While the moose in Weyburn have been fairly docile, Leko does caution to keep their distance from them, and not letting dogs run large as moose have been known to be aggressive towards barking dogs. He added that parents should be sure to let their children know what to do if they do happen to encounter a moose on the street, as the animals are very large and can be dangerous in some situations just due to their sheer size.
Dealing with moose who don’t want to move is a whole issue unto itself for conservation officers.
“Every time we do get a call on a moose, we weigh the options and what the dangers are associated with it when it comes to protection of the public, and right now the ones that we’ve had here in and around Weyburn we haven’t had any reports of aggression or anything like that so we’ve pretty much just let them go,” Leko added.
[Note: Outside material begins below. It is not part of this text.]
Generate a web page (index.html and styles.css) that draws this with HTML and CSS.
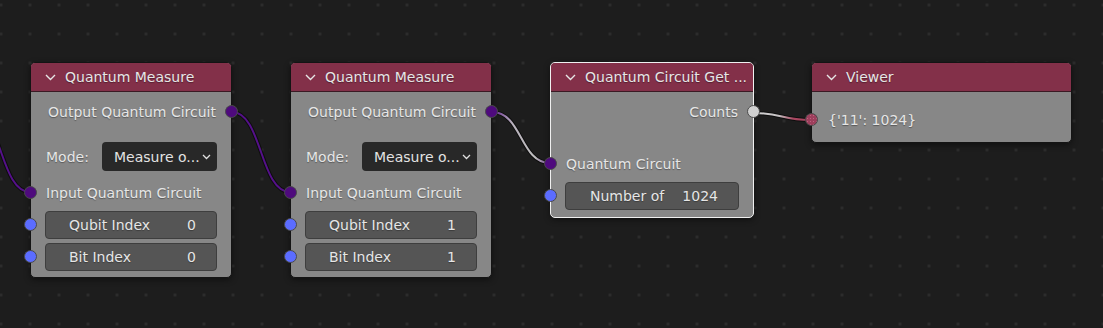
FILE: index.html
```html
<!DOCTYPE html>
<html lang="en">
<head>
    <meta charset="UTF-8">
    <title>Quantum Nodes</title>
    <link rel="stylesheet" href="styles.css">
</head>
<body>
    <div class="canvas">

        <!-- links between sockets -->
        <svg class="links" width="1103" height="328" viewBox="0 0 1103 328">
            <defs>
                <linearGradient id="lnk2" x1="492" y1="0" x2="550" y2="0" gradientUnits="userSpaceOnUse">
                    <stop offset="0" stop-color="#5c1a8c"/>
                    <stop offset="0.35" stop-color="#b9b2bd"/>
                    <stop offset="0.75" stop-color="#bdbdbd"/>
                    <stop offset="1" stop-color="#6a3a8a"/>
                </linearGradient>
                <linearGradient id="lnk3" x1="753" y1="0" x2="811" y2="0" gradientUnits="userSpaceOnUse">
                    <stop offset="0" stop-color="#d6d6d6"/>
                    <stop offset="0.45" stop-color="#c4c0c2"/>
                    <stop offset="0.7" stop-color="#a8455f"/>
                    <stop offset="1" stop-color="#a8455f"/>
                </linearGradient>
            </defs>
            <g fill="none" stroke-linecap="round">
                <path class="edge" d="M -28 112 C 2 112, 0 192, 30 192"/>
                <path class="edge" d="M 232 112 C 262 112, 260 192, 290 192"/>
                <path class="edge" d="M 492 112 C 522 112, 520 163, 550 163"/>
                <path class="edge" d="M 753 113 C 783 113, 781 120, 811 120"/>
                <path stroke="#55118a" stroke-width="2" d="M -28 112 C 2 112, 0 192, 30 192"/>
                <path stroke="#55118a" stroke-width="2" d="M 232 112 C 262 112, 260 192, 290 192"/>
                <path stroke="url(#lnk2)" stroke-width="2" d="M 492 112 C 522 112, 520 163, 550 163"/>
                <path stroke="url(#lnk3)" stroke-width="2" d="M 753 113 C 783 113, 781 120, 811 120"/>
            </g>
        </svg>

        <!-- measure node 1 -->
        <div class="node n1">
            <div class="header">
                <svg class="chev" width="11" height="7" viewBox="0 0 11 7"><path d="M1 1 L5.5 5.5 L10 1" fill="none" stroke="#e6e6e6" stroke-width="1.4"/></svg>
                <span>Quantum Measure</span>
            </div>
            <div class="body">
                <div class="row out">Output Quantum Circuit<i class="sock right purple"></i></div>
                <div class="row mode">
                    <span>Mode:</span>
                    <div class="select">Measure o...
                        <svg width="9" height="6" viewBox="0 0 9 6"><path d="M1 1 L4.5 4.5 L8 1" fill="none" stroke="#e0e0e0" stroke-width="1.3"/></svg>
                    </div>
                </div>
                <div class="row in">Input Quantum Circuit<i class="sock left purple"></i></div>
                <div class="field"><span>Qubit Index</span><span>0</span><i class="sock left blue"></i></div>
                <div class="field"><span>Bit Index</span><span>0</span><i class="sock left blue"></i></div>
            </div>
        </div>

        <!-- measure node 2 -->
        <div class="node n2">
            <div class="header">
                <svg class="chev" width="11" height="7" viewBox="0 0 11 7"><path d="M1 1 L5.5 5.5 L10 1" fill="none" stroke="#e6e6e6" stroke-width="1.4"/></svg>
                <span>Quantum Measure</span>
            </div>
            <div class="body">
                <div class="row out">Output Quantum Circuit<i class="sock right purple"></i></div>
                <div class="row mode">
                    <span>Mode:</span>
                    <div class="select">Measure o...
                        <svg width="9" height="6" viewBox="0 0 9 6"><path d="M1 1 L4.5 4.5 L8 1" fill="none" stroke="#e0e0e0" stroke-width="1.3"/></svg>
                    </div>
                </div>
                <div class="row in">Input Quantum Circuit<i class="sock left purple"></i></div>
                <div class="field"><span>Qubit Index</span><span>1</span><i class="sock left blue"></i></div>
                <div class="field"><span>Bit Index</span><span>1</span><i class="sock left blue"></i></div>
            </div>
        </div>

        <!-- get counts node (selected) -->
        <div class="node n3 selected">
            <div class="header">
                <svg class="chev" width="11" height="7" viewBox="0 0 11 7"><path d="M1 1 L5.5 5.5 L10 1" fill="none" stroke="#e6e6e6" stroke-width="1.4"/></svg>
                <span>Quantum Circuit Get ...</span>
            </div>
            <div class="body">
                <div class="row out">Counts<i class="sock right grey"></i></div>
                <div class="row in gap">Quantum Circuit<i class="sock left purple"></i></div>
                <div class="field"><span>Number of</span><span>1024</span><i class="sock left blue"></i></div>
            </div>
        </div>

        <!-- viewer node -->
        <div class="node n4">
            <div class="header">
                <svg class="chev" width="11" height="7" viewBox="0 0 11 7"><path d="M1 1 L5.5 5.5 L10 1" fill="none" stroke="#e6e6e6" stroke-width="1.4"/></svg>
                <span>Viewer</span>
            </div>
            <div class="body">
                <div class="row in view">{'11': 1024}<i class="sock left rose"></i></div>
            </div>
        </div>

    </div>
</body>
</html>
```

FILE: styles.css
```css
body {
    margin: 0;
    background-color: #1d1d1d;
    font-family: "DejaVu Sans", "Liberation Sans", sans-serif;
    font-size: 14px;
    color: #e6e6e6;
}
.canvas {
    position: relative;
    width: 1103px;
    height: 328px;
    overflow: hidden;
    background-color: #1d1d1d;
    background-image: radial-gradient(circle, #2d2d2d 1.3px, transparent 1.6px);
    background-size: 29px 29px;
    background-position: -13.5px -9.5px;
}
.links {
    position: absolute;
    left: 0;
    top: 0;
}
.edge {
    stroke: rgba(0, 0, 0, 0.55);
    stroke-width: 4;
}

/* nodes sit on a free canvas */
.node {
    position: absolute;
    top: 62px;
    box-sizing: border-box;
    border: 1px solid #141414;
    border-radius: 5px;
    background-color: #878787;
    box-shadow: 0 2px 6px rgba(0, 0, 0, 0.45);
}
.n1 { left: 30px; width: 202px; height: 216px; }
.n2 { left: 290px; width: 202px; height: 216px; }
.n3 { left: 550px; width: 204px; height: 156px; }
.n4 { left: 811px; width: 261px; height: 81px; }
.node.selected {
    border-color: #f0f0f0;
}

.header {
    display: flex;
    align-items: center;
    gap: 9px;
    height: 28px;
    padding-left: 14px;
    background-color: #833049;
    border-bottom: 1px solid #3a1a24;
    border-radius: 4px 4px 0 0;
    font-size: 14px;
    text-shadow: 0 1px 1px rgba(0, 0, 0, 0.35);
}
.chev {
    flex: 0 0 auto;
}

.body {
    display: flex;
    flex-direction: column;
    gap: 4px;
    padding-top: 6px;
}
.row {
    position: relative;
    display: flex;
    align-items: center;
    height: 28px;
    padding: 0 15px;
    text-shadow: 0 1px 1px rgba(0, 0, 0, 0.35);
}
.row.out {
    justify-content: flex-end;
}
.row.mode {
    justify-content: space-between;
    margin-top: 12px;
    padding-right: 14px;
    height: 29px;
}
.row.in {
    margin-top: 4px;
}
.row.gap {
    margin-top: 20px;
}
.row.view {
    margin-top: 8px;
    padding-left: 16px;
}

.select {
    display: flex;
    align-items: center;
    justify-content: space-between;
    box-sizing: border-box;
    width: 115px;
    height: 29px;
    padding: 0 6px 0 12px;
    background-color: #282828;
    border-radius: 4px;
    color: #e2e2e2;
    text-shadow: none;
}

.field {
    position: relative;
    display: flex;
    justify-content: space-between;
    align-items: center;
    height: 26px;
    margin: 0 14px;
    padding: 0 20px 0 23px;
    background-color: #555555;
    border: 1px solid #3e3e3e;
    border-radius: 4px;
    text-shadow: 0 1px 1px rgba(0, 0, 0, 0.3);
}
.n3 .field {
    padding-left: 24px;
}

/* sockets */
.sock {
    position: absolute;
    top: 50%;
    width: 11px;
    height: 11px;
    margin-top: -7px;
    border: 1px solid #4a4a4a;
    border-radius: 50%;
}
.row .sock.left { left: -7px; }
.row .sock.right { right: -7px; }
.field .sock.left { left: -22px; }
.purple { background-color: #4e0a7d; }
.blue { background-color: #5b6cff; }
.grey { background-color: #cfcfcf; }
.rose {
    background-color: #9d3f5c;
    background-image: radial-gradient(circle, #c06080 0.7px, transparent 1px);
    background-size: 3px 3px;
}
```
The plans, however, can be changed accordingly due to the situation.
The weather itself can also play a factor in how quickly the moose can leave the area. March is traditionally one of the months where significant amounts of snow can fall, which could mean issues for the moose, especially calves, in getting around.
“If we do start getting large accumulations of snow, they might stay put for a little bit longer, and if need be, we have to be able to come up with a plan to persuade them to move a little bit quicker,” Leko cautioned. “Or, to remove them totally if we feel that they become a danger to the public.”
Trying to move a moose can be a challenge, thanks to its nature and size. Conservation officers, if needed, try to sedate the moose so that it can be moved if it poses a danger. The task, however, can be one that requires a number of people to get done properly, and generally can’t be done at the drop of a hat.